Task statement:
Wherever a line holds the word "index", copy that line out.

Task inputs:

>>>>>

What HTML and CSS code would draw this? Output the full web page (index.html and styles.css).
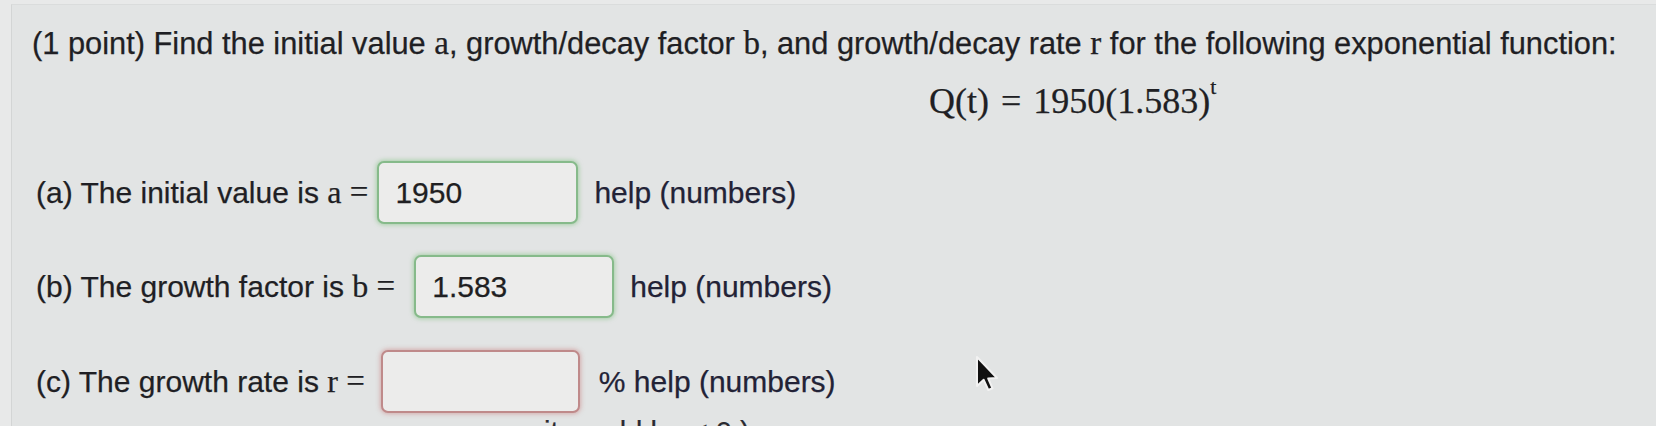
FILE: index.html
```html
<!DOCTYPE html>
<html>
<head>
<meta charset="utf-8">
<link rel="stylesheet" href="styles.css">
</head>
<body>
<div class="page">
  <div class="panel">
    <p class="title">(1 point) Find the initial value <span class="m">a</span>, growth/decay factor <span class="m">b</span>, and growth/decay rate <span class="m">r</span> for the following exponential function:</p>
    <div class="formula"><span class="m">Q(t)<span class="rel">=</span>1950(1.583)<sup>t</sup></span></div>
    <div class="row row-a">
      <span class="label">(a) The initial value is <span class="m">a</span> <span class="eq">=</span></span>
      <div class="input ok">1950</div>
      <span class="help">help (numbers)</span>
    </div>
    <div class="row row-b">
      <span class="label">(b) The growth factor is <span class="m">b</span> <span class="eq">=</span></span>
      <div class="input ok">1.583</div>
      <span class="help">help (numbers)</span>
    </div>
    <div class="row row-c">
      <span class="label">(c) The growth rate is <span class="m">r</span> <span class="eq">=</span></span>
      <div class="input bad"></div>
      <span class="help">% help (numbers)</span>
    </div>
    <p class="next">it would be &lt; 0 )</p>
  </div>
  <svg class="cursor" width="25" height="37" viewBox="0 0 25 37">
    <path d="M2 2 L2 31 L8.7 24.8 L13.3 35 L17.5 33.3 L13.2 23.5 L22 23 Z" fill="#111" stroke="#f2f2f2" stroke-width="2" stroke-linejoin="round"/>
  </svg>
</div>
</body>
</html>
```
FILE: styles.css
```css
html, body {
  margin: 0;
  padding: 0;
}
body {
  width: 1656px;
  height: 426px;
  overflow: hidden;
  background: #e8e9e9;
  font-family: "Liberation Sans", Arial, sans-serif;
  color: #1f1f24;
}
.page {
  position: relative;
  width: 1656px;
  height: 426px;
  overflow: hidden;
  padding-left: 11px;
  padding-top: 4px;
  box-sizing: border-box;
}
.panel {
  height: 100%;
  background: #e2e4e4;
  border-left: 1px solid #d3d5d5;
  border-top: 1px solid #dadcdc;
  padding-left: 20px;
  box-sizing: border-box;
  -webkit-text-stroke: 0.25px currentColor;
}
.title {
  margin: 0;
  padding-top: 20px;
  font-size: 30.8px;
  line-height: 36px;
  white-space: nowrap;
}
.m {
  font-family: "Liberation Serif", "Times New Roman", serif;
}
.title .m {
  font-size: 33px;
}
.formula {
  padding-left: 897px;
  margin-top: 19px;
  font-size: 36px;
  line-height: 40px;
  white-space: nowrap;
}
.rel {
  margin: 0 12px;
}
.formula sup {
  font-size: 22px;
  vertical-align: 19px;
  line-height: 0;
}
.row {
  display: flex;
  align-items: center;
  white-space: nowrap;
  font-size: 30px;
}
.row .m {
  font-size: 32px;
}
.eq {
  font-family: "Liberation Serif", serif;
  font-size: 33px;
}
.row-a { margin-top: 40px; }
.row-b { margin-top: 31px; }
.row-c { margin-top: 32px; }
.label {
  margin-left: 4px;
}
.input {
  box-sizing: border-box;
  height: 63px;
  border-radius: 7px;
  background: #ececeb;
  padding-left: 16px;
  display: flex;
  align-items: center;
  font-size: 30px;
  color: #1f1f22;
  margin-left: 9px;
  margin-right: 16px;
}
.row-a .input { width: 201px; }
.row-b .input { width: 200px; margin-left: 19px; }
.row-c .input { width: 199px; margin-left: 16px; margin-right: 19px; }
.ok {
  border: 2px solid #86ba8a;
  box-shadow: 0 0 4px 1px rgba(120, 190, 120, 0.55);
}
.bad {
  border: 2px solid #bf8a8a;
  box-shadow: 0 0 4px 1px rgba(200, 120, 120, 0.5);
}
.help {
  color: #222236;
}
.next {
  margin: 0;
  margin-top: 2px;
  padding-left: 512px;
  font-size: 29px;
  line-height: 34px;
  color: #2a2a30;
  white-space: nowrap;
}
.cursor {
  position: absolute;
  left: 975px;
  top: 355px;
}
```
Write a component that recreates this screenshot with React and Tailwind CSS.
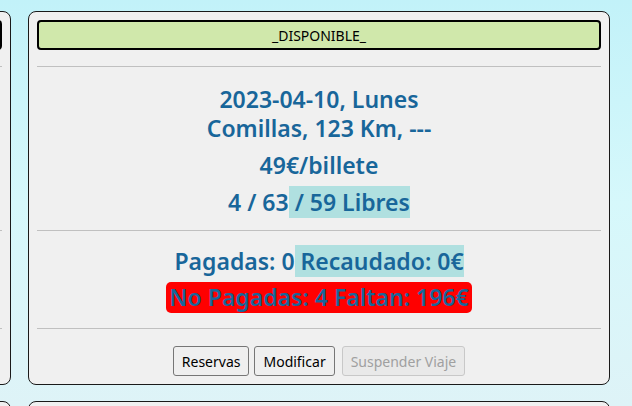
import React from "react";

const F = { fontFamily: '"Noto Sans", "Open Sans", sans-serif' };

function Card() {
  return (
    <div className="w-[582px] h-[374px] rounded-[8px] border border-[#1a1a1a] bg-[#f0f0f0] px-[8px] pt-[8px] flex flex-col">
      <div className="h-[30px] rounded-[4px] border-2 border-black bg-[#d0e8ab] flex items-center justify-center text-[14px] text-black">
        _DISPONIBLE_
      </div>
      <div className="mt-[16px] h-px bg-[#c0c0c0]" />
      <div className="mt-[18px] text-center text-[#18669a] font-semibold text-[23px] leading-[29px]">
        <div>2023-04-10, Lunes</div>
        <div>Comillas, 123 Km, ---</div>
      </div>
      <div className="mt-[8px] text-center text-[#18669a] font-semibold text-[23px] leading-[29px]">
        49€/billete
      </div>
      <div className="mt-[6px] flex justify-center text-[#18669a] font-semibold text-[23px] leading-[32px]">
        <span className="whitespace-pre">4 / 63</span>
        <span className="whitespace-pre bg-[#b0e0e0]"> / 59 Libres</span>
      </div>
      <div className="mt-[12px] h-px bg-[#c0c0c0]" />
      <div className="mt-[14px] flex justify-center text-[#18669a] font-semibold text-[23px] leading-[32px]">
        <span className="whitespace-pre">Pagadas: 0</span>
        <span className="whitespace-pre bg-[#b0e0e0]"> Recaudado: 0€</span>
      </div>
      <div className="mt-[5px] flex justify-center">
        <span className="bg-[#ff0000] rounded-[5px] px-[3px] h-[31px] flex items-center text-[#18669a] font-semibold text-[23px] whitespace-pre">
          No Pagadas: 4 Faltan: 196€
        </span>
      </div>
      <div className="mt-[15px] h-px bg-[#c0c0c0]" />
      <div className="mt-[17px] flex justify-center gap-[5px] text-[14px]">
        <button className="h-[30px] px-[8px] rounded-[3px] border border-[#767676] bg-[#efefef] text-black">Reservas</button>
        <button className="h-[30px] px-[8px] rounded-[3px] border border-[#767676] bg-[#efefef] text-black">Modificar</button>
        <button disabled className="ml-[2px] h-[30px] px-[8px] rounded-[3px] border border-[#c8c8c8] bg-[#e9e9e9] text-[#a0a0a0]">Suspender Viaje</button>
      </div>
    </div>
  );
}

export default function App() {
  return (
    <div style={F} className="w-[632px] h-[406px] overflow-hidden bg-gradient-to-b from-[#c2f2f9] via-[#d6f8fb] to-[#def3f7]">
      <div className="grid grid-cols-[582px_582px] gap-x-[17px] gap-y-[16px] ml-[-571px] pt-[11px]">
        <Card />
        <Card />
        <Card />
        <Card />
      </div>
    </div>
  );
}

<<<<<
>>>>>

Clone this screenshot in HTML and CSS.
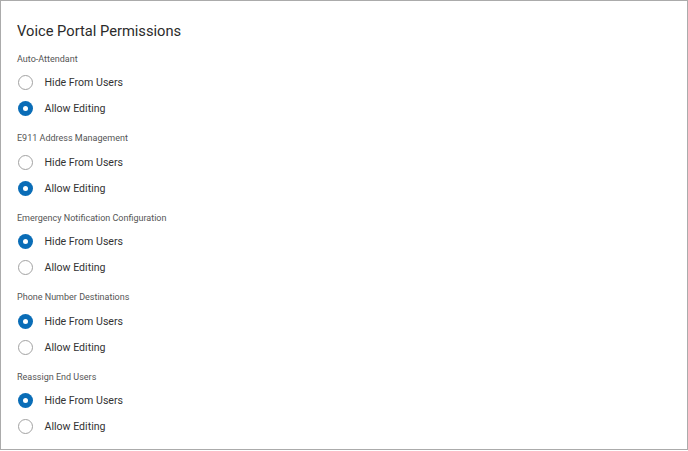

<<<<<
>>>>>

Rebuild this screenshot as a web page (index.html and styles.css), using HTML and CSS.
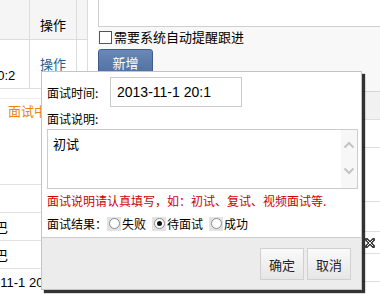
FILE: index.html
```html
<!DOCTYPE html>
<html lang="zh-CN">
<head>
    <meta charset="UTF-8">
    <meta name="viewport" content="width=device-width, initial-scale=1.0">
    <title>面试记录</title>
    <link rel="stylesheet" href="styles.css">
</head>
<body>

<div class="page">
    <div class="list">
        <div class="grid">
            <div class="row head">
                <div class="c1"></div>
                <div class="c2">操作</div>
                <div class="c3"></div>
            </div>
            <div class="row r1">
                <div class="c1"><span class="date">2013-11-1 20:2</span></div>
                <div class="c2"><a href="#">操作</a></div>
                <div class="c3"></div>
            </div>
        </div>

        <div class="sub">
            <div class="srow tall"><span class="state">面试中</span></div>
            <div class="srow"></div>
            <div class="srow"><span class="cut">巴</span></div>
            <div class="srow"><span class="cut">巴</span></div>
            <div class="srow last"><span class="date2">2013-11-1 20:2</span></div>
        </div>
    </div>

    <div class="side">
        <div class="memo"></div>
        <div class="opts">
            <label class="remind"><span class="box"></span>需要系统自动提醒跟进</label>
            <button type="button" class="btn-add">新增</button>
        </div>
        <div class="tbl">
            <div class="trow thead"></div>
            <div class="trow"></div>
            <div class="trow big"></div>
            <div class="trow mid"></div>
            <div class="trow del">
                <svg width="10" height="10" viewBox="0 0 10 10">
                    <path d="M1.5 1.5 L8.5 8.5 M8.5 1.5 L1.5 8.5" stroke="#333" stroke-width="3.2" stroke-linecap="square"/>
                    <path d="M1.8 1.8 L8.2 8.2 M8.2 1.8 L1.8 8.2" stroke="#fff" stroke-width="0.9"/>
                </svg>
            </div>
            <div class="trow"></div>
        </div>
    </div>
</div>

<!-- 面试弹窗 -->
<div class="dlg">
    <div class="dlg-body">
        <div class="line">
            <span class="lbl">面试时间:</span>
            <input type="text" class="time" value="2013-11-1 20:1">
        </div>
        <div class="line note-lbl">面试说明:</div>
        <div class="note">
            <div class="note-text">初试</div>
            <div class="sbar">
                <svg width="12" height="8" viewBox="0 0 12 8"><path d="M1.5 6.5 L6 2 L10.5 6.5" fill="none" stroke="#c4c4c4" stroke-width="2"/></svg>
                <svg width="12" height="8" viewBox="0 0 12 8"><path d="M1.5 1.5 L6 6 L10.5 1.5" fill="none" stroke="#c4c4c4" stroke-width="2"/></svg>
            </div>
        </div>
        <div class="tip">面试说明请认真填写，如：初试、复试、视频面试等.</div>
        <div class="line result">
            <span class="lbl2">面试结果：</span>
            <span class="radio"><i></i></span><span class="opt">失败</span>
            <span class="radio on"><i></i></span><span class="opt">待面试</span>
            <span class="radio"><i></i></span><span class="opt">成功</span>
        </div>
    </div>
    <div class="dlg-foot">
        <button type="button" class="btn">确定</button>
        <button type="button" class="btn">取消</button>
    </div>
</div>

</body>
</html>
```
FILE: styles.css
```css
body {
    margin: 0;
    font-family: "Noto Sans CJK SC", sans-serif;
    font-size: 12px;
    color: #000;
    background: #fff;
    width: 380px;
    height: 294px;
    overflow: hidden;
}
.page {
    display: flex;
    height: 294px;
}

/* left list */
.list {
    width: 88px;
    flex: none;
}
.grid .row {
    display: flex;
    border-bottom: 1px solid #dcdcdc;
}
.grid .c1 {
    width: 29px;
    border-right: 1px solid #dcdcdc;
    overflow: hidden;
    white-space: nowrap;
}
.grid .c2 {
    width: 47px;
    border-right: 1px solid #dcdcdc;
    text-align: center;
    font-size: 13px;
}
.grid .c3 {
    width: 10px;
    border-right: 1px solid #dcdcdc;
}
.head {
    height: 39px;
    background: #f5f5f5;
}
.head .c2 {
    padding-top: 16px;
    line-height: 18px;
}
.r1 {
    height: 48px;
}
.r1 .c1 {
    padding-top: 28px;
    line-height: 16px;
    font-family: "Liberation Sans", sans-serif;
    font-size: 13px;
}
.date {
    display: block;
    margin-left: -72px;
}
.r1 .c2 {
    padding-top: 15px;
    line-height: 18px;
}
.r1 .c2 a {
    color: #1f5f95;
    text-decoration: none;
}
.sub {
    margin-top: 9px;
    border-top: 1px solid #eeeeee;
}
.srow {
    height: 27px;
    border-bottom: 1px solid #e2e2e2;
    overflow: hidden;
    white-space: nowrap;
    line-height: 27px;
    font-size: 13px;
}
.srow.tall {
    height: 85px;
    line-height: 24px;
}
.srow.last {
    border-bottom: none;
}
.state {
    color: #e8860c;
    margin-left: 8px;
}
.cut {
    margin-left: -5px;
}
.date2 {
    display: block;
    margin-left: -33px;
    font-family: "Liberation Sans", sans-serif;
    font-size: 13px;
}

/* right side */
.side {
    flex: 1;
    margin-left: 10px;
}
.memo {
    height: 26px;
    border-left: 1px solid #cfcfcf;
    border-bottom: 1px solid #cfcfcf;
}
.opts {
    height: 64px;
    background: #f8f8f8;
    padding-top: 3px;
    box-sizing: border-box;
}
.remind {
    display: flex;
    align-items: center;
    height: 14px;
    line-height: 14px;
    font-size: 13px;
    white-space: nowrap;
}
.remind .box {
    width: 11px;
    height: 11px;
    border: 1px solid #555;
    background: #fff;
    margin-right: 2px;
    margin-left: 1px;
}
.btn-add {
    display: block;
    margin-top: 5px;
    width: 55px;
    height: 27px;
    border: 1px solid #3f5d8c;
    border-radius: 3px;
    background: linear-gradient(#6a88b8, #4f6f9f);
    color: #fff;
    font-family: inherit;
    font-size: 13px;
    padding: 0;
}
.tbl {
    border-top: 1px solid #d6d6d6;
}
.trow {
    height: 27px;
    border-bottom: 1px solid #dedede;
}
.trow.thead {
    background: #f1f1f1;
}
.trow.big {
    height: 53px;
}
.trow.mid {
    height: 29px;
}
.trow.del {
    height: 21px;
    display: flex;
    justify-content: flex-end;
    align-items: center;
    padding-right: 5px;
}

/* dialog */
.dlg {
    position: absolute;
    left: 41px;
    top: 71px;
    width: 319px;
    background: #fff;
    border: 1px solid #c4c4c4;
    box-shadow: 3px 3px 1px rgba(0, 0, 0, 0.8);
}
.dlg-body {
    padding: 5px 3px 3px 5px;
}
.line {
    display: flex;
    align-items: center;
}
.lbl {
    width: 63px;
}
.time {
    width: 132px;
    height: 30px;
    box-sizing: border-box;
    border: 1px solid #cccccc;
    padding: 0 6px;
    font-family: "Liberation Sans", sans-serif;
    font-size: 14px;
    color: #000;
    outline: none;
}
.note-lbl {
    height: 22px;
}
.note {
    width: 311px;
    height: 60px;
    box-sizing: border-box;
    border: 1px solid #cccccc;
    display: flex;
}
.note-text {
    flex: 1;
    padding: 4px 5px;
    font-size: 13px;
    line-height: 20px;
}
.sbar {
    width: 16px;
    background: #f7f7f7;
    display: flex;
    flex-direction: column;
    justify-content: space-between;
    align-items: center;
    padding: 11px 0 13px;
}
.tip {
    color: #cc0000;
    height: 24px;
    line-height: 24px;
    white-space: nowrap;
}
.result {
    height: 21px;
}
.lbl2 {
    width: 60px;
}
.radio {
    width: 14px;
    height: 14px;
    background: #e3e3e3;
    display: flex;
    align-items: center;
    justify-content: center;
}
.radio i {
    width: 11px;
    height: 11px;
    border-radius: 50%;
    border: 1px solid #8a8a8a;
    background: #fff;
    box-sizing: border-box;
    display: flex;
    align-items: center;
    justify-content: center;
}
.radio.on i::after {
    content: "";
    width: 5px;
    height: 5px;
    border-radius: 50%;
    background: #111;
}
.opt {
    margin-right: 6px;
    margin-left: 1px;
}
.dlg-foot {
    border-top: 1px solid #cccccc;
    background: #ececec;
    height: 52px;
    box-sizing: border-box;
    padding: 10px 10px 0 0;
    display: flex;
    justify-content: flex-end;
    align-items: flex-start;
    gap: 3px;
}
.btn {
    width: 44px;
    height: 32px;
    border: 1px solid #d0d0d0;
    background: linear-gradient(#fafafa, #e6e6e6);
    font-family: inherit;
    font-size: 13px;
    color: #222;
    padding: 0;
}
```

<<<<<

Completed exercise:
What HTML and CSS code would draw this? Output the full web page (index.html and styles.css).
FILE: index.html
Rebuild this screenshot as a web page (index.html and styles.css), using HTML and CSS.
FILE: index.html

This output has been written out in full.